Naturally, however, the crux of the matter is what liberty meant in the Athenian context. The problem is that the Greek eleutheria would appear to have been a rather vague term without a particularly well-specified meaning3 (see also Held 2006: 16). On one level it denoted being free as opposed to being a slave, that is, a question of status. Within the democratic sphere, however, the word had other meanings. Hansen (1989: 10–11) notes that, in the quote, Aristotle presents eleutheria as two rather different things: the right to participate politically and the right to freedom from political repression, including the right to arrange one’s life according to one’s own choices. The latter meaning is very close to Berlin’s negative sense of liberty.

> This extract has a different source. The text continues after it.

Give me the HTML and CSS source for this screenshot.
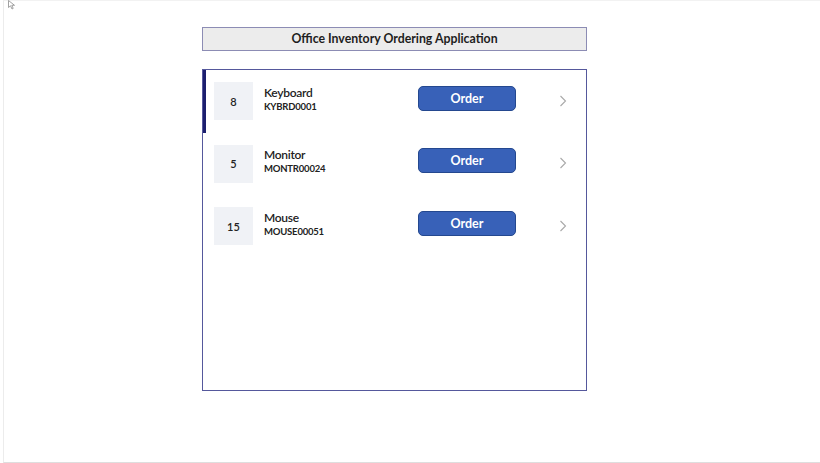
FILE: index.html
```html
<!DOCTYPE html>
<html lang="en">
<head>
    <meta charset="UTF-8">
    <meta name="viewport" content="width=device-width, initial-scale=1.0">
    <title>Office Inventory Ordering Application</title>
    <link rel="stylesheet" href="styles.css">
</head>
<body>

    <div class="screen">

        <!-- Pointer left over the canvas -->
        <svg class="cursor" width="8" height="10" viewBox="0 0 8 10">
            <path d="M0.5 0.5 L0.5 7.5 L2.5 5.8 L4 9 L5.2 8.4 L3.8 5.3 L6.5 5.3 Z" fill="#fff" stroke="#8a8a8a" stroke-width="0.8"/>
        </svg>

        <div class="app">
            <!-- Header -->
            <div class="title-bar">Office Inventory Ordering Application</div>

            <!-- Inventory Gallery -->
            <div class="gallery">
                <div class="item selected">
                    <div class="qty">8</div>
                    <div class="info">
                        <div class="name">Keyboard</div>
                        <div class="code">KYBRD0001</div>
                    </div>
                    <button class="order-btn">Order</button>
                    <svg class="chevron" width="8" height="12" viewBox="0 0 8 12">
                        <path d="M1.5 1 L6.5 6 L1.5 11" fill="none" stroke="#a9a9a9" stroke-width="1.1"/>
                    </svg>
                </div>

                <div class="item">
                    <div class="qty">5</div>
                    <div class="info">
                        <div class="name">Monitor</div>
                        <div class="code">MONTR00024</div>
                    </div>
                    <button class="order-btn">Order</button>
                    <svg class="chevron" width="8" height="12" viewBox="0 0 8 12">
                        <path d="M1.5 1 L6.5 6 L1.5 11" fill="none" stroke="#a9a9a9" stroke-width="1.1"/>
                    </svg>
                </div>

                <div class="item">
                    <div class="qty">15</div>
                    <div class="info">
                        <div class="name">Mouse</div>
                        <div class="code">MOUSE00051</div>
                    </div>
                    <button class="order-btn">Order</button>
                    <svg class="chevron" width="8" height="12" viewBox="0 0 8 12">
                        <path d="M1.5 1 L6.5 6 L1.5 11" fill="none" stroke="#a9a9a9" stroke-width="1.1"/>
                    </svg>
                </div>
            </div>
        </div>

    </div>

</body>
</html>
```

FILE: styles.css
```css
/* General Reset */
* {
    margin: 0;
    padding: 0;
    box-sizing: border-box;
    font-family: 'Lato', 'Open Sans', sans-serif;
}

body {
    width: 820px;
    height: 463px;
    background-color: #fff;
    overflow: hidden;
}

/* Canvas frame */
.screen {
    position: relative;
    height: 463px;
    margin-left: 3px;
    border-left: 1px solid #ececec;
    border-top: 1px solid #f2f2f2;
    border-bottom: 1px solid #dedede;
    padding-top: 26px;
    padding-left: 198px;
}

.cursor {
    position: absolute;
    left: 4px;
    top: -1px;
}

.app {
    width: 385px;
}

/* Title Bar */
.title-bar {
    height: 24px;
    background-color: #ececec;
    border: 1px solid #8c8cb4;
    color: #1e1e1e;
    font-size: 12.3px;
    font-weight: bold;
    text-align: center;
    line-height: 22px;
}

/* Gallery */
.gallery {
    margin-top: 18px;
    height: 322px;
    border: 1px solid #55589c;
}

.item {
    display: flex;
    align-items: center;
    height: 62.5px;
    padding-left: 11px;
}

.item.selected {
    box-shadow: inset 3px 0 0 #1c1f6e;
}

.qty {
    width: 39px;
    height: 38px;
    background-color: #f0f2f6;
    color: #222;
    font-size: 11px;
    font-weight: 600;
    display: flex;
    align-items: center;
    justify-content: center;
}

.info {
    width: 165px;
    padding-left: 11px;
    margin-top: -4px;
}

.name {
    font-size: 12px;
    font-weight: 600;
    color: #222;
    line-height: 14px;
    letter-spacing: -0.3px;
}

.code {
    font-size: 9.5px;
    font-weight: bold;
    color: #222;
    line-height: 13px;
    letter-spacing: -0.2px;
}

/* Order Button */
.order-btn {
    width: 98px;
    height: 25px;
    margin-top: -6px;
    background-color: #3861b8;
    border: 1px solid #24488f;
    border-radius: 5px;
    color: #fff;
    font-size: 12.5px;
    font-weight: bold;
    cursor: pointer;
}

.chevron {
    margin-left: 43px;
    margin-top: -1px;
}
```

Pericles’ Funeral Oration likewise indicates that democracy was associated with the tripod of equality, liberty, and tolerance; three values that operated in the private and public sphere alike. As regards the notion of personal liberty, it was first and foremost freedom of speech and legal protection that distinguished the democracies from the oligarchies of the day. The Athenian statesman Demosthenes provides a telling example of the opposing perspectives on the freedom of speech when pointing out that while the Athenians had the right to criticize democracy and praise the Spartan constitution, the Spartans were unable to praise any constitution other than their own. And when Demosthenes was accused of non-democratic behavior by his opponent Aischines, because he had arrested an Athenian without basis in any decree adopted by the people, the emphasis was on the rule of law (Hansen 1999: 77).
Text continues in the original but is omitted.